The inspection areas
Estyn will keep the five inspection areas but renamed the first inspection area ‘Standards’ as ‘Learning’.
- Learning
- Wellbeing and attitudes to learning
- Teaching and learning experiences
- Care, support and guidance
- Leadership and management
Inspection report
Removing summative judgements will shift the focus to the evaluations within the narrative of the report and will have a deeper focus on a school’s strengths and areas for development.
The notice period
In response to feedback, Estyn have reduced the notice period from 15 to 10 working days.
Follow-up after inspections
There is no change to the statutory categories of special measures and significant improvement.
For independent schools Estyn will continue annual monitoring visits to follow up with those schools that don’t meet the Independent School Standards regulations.
Key documents for inspections
- Guidance for inspectors: what we inspect. Maintained schools and PRUs – for inspections from 2022
- Guidance for inspectors: how we inspect
Estyn: inspection myths busted
Estyn provides answers to a range of inspection myths. These include:
- Teachers don’t have to write a detailed lesson plan for every lesson to give to the inspector.
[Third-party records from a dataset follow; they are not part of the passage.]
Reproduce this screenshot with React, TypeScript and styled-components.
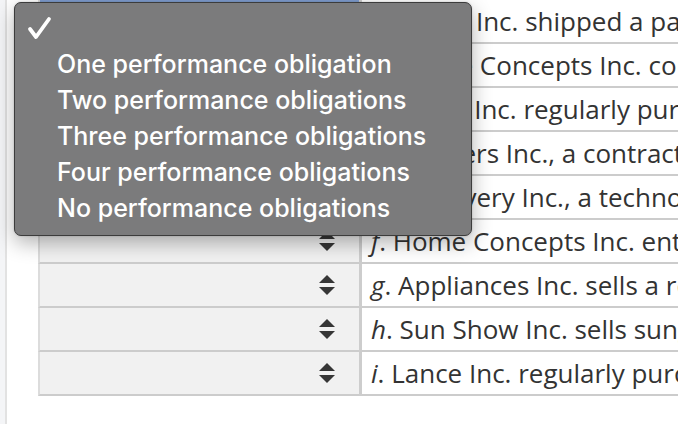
import React from "react";
import styled, { createGlobalStyle } from "styled-components";

const GlobalStyle = createGlobalStyle`
  html, body { margin: 0; padding: 0; background: #ffffff; overflow: hidden; }
  #root { width: 678px; height: 424px; }
`;

const Page = styled.div`
  position: relative;
  display: flex;
  width: 678px;
  height: 424px;
  overflow: hidden;
  background: #ffffff;
`;

const Gutter = styled.div`
  width: 5px;
  flex: none;
  background: #f4f5f7;
  border-right: 2px solid #e2e2e2;
`;

const Main = styled.div`
  flex: 1;
  min-width: 0;
  padding-left: 31px;
`;

const Table = styled.div`
  display: grid;
  grid-template-columns: 324px 1fr;
  width: 720px;
`;

const SelectCell = styled.div<{ $focused?: boolean }>`
  height: 42px;
  display: flex;
  align-items: center;
  justify-content: flex-end;
  padding-right: 24px;
  background: #f1f1f1;
  border-left: 2px solid #dcdcdc;
  border-right: 3px solid #cdcdcd;
  border-bottom: 2px solid #cccccc;
  box-shadow: ${(p) => (p.$focused ? "inset 0 2px 0 #7f9dcf" : "none")};
`;

const TextCell = styled.div`
  height: 42px;
  display: flex;
  align-items: center;
  padding-left: 9px;
  border-bottom: 2px solid #cccccc;
  font-family: "Open Sans", "DejaVu Sans", sans-serif;
  font-size: 26px;
  color: #333333;
  white-space: nowrap;
  overflow: hidden;
  em { font-style: italic; }
`;

const Popup = styled.div`
  position: absolute;
  left: 14px;
  top: 2px;
  width: 456px;
  height: 225px;
  box-sizing: content-box;
  border: 1px solid #3c3c3c;
  border-radius: 7px;
  background: #7b7b7c;
  box-shadow: 0 7px 20px rgba(0, 0, 0, 0.3), 0 0 2px rgba(0, 0, 0, 0.2);
  display: flex;
  flex-direction: column;
  padding-top: 7px;
  font-family: "Inter", "Liberation Sans", sans-serif;
  font-size: 25px;
  font-weight: 500;
  color: #ffffff;
`;

const Item = styled.div`
  position: relative;
  height: 36px;
  display: flex;
  align-items: center;
  padding-left: 42px;
  white-space: nowrap;
`;

const Check = styled.svg`
  position: absolute;
  left: 10px;
  top: 5px;
`;

const Arrows = () => (
  <svg width="16" height="21" viewBox="0 0 16 21">
    <polygon points="8,0 16,8 0,8" fill="#363636" />
    <polygon points="0,12 16,12 8,20" fill="#363636" />
  </svg>
);

const rows: { letter: string; text: string }[] = [
  { letter: "a", text: "Focus Inc. shipped a package of goods to a customer" },
  { letter: "b", text: "Home Concepts Inc. contracted with a customer" },
  { letter: "c", text: "Lance Inc. regularly purchases goods" },
  { letter: "d", text: "Builders Inc., a contractor, agreed to build" },
  { letter: "e", text: "Discovery Inc., a technology company" },
  { letter: "f", text: "Home Concepts Inc. entered into a contract" },
  { letter: "g", text: "Appliances Inc. sells a refrigerator" },
  { letter: "h", text: "Sun Show Inc. sells sunglasses" },
  { letter: "i", text: "Lance Inc. regularly purchases supplies" },
];

const options = [
  "One performance obligation",
  "Two performance obligations",
  "Three performance obligations",
  "Four performance obligations",
  "No performance obligations",
];

export default function App() {
  return (
    <>
      <GlobalStyle />
      <Page>
        <Gutter />
        <Main>
          <Table>
            {rows.map((r, i) => (
              <React.Fragment key={r.letter}>
                <SelectCell $focused={i === 0}>
                  <Arrows />
                </SelectCell>
                <TextCell>
                  <em>{r.letter}</em>.&nbsp;{r.text}
                </TextCell>
              </React.Fragment>
            ))}
          </Table>
        </Main>
        <Popup>
          <Item>
            <Check width="28" height="26" viewBox="0 0 28 26">
              <polyline
                points="5,14 11,22 24,4"
                fill="none"
                stroke="#ffffff"
                strokeWidth="3.8"
                strokeLinecap="round"
                strokeLinejoin="round"
              />
            </Check>
          </Item>
          {options.map((o) => (
            <Item key={o}>{o}</Item>
          ))}
        </Popup>
      </Page>
    </>
  );
}
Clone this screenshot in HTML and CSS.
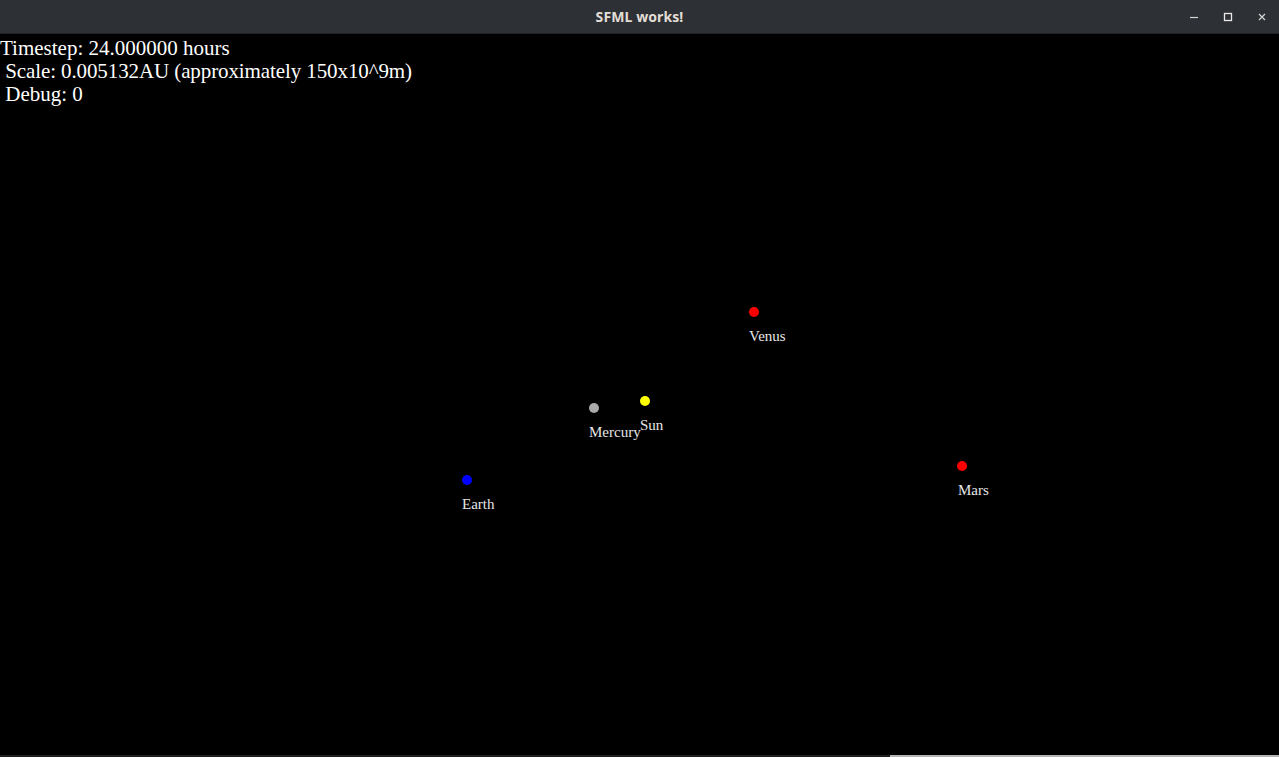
FILE: index.html
```html
<!DOCTYPE html>
<html>
<head>
<meta charset="utf-8">
<link rel="stylesheet" href="styles.css">
</head>
<body>
<div class="window">
  <header class="titlebar">
    <div class="title">SFML works!</div>
    <div class="controls">
      <svg class="ctl" width="12" height="12" viewBox="0 0 12 12"><path d="M2 6.5h8" stroke="#d6d6d6" stroke-width="1.2"/></svg>
      <svg class="ctl" width="12" height="12" viewBox="0 0 12 12"><rect x="2.5" y="2.5" width="7" height="7" fill="none" stroke="#e8e8e8" stroke-width="1.3"/></svg>
      <svg class="ctl" width="12" height="12" viewBox="0 0 12 12"><path d="M3 3l6 6M9 3l-6 6" stroke="#d6d6d6" stroke-width="1.2"/></svg>
    </div>
  </header>
  <main class="canvas">
    <div class="hud">
      <div class="line">Timestep: 24.000000 hours</div>
      <div class="line tight">&nbsp;Scale: 0.005132AU (approximately 150x10^9m)</div>
      <div class="line">&nbsp;Debug: 0</div>
    </div>
    <div class="body" style="left:749px;top:273px"><span class="dot red"></span><span class="label">Venus</span></div>
    <div class="body" style="left:589px;top:369px"><span class="dot grey"></span><span class="label">Mercury</span></div>
    <div class="body" style="left:640px;top:362px"><span class="dot yellow"></span><span class="label">Sun</span></div>
    <div class="body" style="left:462px;top:441px"><span class="dot blue"></span><span class="label">Earth</span></div>
    <div class="body" style="left:957px;top:427px"><span class="dot red"></span><span class="label mars">Mars</span></div>
  </main>
  <footer class="bottom">
    <div class="b-left"></div>
    <div class="b-right"></div>
  </footer>
</div>
</body>
</html>
```
FILE: styles.css
```css
html, body {
  margin: 0;
  padding: 0;
  background: #000;
  overflow: hidden;
}
.window {
  width: 1279px;
  height: 757px;
  display: flex;
  flex-direction: column;
}
.titlebar {
  height: 34px;
  flex: 0 0 34px;
  background: #2d3034;
  border-bottom: 1px solid #1f2124;
  box-sizing: border-box;
  position: relative;
  display: flex;
  align-items: center;
  justify-content: center;
}
.title {
  font-family: "Noto Sans", "DejaVu Sans", sans-serif;
  font-weight: 700;
  font-size: 14px;
  color: #e2ded6;
  letter-spacing: 0.1px;
}
.controls {
  position: absolute;
  right: 11px;
  top: 11px;
  display: flex;
  gap: 22px;
}
.ctl { display: block; }
.canvas {
  flex: 1;
  position: relative;
  background: #000;
  font-family: "Liberation Serif", "Times New Roman", serif;
  color: #fff;
}
.hud {
  padding-left: 0;
  padding-top: 3px;
}
.line {
  font-size: 21px;
  line-height: 23px;
  white-space: pre;
}
.tight { letter-spacing: -0.1px; }
.body {
  position: absolute;
  display: flex;
  flex-direction: column;
  align-items: flex-start;
}
.dot {
  width: 10px;
  height: 10px;
  border-radius: 50%;
  display: block;
}
.red { background: #ff0000; }
.grey { background: #a9a9a9; }
.yellow { background: #ffff00; }
.blue { background: #0000ff; }
.label {
  margin-top: 12px;
  font-size: 15px;
  line-height: 15px;
  color: #e6e6e6;
}
.mars { margin-left: 1px; }
.bottom {
  flex: 0 0 2px;
  display: flex;
}
.b-left { width: 890px; background: #1e1e1e; }
.b-right { flex: 1; background: #b4b4b4; }
```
- There isn‘t an ‘Estyn approved’ lesson structure or pattern. For example, for a lesson to be judged as effective, teachers don’t need to set out the learning objective formally at the beginning of a lesson and finish with a plenary.
- Schools don’t need to create opportunities for pupils to show their skills in ICT, numeracy, literacy or Welsh in every lesson.
- Teachers don’t receive a grade for each lesson that the inspectors observe, but they will have the opportunity to have professional conversations with inspectors.
- Judgements are not made purely on performance data prior to the inspection week.
- A school’s categorisation won’t dictate its judgements but will be considered by the inspection team along with other evidence.
- An aspect of a school’s provision doesn’t need to be unique to achieve an ‘Excellent’ judgement.
- Inspectors don’t keep their findings to themselves. They will share them with senior leaders and the nominee before the end of the inspection.
What do Estyn school reports look like?
The latest Estyn school reports can be found here.
Plasnewydd Primary School in Maesteg had a monitoring report in October 2021. It includes sections on the outcome of the visit and progress since the last inspection. It explains:
“Plasnewydd Primary School is judged to have made sufficient progress in relation to the recommendations following the most recent core inspection. As a result, Her Majesty’s Chief Inspector of Education and Training in Wales is removing the school from the list of schools requiring special measures.”